Among the lines below, list those containing the string "React".

--- Supplied material ---
----
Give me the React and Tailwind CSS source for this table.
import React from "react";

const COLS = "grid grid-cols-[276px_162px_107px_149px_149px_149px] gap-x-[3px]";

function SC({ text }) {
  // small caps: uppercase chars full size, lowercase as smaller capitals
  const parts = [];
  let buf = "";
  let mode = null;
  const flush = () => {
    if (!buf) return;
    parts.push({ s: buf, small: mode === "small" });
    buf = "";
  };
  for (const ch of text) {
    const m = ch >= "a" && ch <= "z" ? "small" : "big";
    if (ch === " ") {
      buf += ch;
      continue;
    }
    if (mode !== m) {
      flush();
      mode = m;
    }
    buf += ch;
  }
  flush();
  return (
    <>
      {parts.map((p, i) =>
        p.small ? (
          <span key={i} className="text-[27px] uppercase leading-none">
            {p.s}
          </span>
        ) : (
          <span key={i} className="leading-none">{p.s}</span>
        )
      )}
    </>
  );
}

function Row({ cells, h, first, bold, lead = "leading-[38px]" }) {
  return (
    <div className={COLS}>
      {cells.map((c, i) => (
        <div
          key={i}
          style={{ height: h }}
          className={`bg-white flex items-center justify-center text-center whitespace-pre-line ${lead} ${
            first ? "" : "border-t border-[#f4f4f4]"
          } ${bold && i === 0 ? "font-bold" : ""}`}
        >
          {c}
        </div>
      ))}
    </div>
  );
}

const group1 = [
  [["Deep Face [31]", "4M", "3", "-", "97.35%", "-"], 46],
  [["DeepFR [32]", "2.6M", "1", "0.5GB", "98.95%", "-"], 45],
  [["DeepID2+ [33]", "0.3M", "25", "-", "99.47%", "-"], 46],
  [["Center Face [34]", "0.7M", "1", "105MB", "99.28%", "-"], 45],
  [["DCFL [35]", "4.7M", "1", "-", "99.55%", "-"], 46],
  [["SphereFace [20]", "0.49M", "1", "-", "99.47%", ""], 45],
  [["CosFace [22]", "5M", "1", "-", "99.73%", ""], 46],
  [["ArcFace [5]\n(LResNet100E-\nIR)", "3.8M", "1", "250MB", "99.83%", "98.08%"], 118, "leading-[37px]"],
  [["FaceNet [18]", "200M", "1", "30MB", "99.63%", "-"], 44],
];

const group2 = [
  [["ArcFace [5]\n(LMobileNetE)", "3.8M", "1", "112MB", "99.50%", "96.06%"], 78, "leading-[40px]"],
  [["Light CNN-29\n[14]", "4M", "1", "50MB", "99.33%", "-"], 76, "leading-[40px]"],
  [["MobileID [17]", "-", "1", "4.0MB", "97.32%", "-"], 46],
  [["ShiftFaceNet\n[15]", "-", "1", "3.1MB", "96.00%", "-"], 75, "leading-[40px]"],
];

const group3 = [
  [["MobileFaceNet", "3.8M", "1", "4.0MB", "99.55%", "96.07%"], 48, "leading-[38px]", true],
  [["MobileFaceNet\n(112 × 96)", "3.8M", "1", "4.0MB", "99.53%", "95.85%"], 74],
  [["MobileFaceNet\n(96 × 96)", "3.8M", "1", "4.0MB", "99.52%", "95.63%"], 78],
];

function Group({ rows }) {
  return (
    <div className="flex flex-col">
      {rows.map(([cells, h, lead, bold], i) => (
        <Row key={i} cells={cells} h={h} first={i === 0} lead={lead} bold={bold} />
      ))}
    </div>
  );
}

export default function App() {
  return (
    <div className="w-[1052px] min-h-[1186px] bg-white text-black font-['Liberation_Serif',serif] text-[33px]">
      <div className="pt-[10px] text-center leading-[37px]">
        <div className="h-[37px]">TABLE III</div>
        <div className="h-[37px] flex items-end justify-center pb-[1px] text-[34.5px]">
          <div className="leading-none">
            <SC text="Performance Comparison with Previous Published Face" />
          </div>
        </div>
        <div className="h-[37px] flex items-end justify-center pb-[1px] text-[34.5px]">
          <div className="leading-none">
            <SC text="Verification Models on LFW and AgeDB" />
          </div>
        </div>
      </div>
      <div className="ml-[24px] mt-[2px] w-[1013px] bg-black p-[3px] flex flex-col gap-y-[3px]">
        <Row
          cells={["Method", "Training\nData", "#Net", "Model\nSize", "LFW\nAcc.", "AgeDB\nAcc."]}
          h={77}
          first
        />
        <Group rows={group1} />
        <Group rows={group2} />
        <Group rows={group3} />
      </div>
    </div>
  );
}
----
--- Answer below ---
Give me the React and Tailwind CSS source for this table.
import React from "react";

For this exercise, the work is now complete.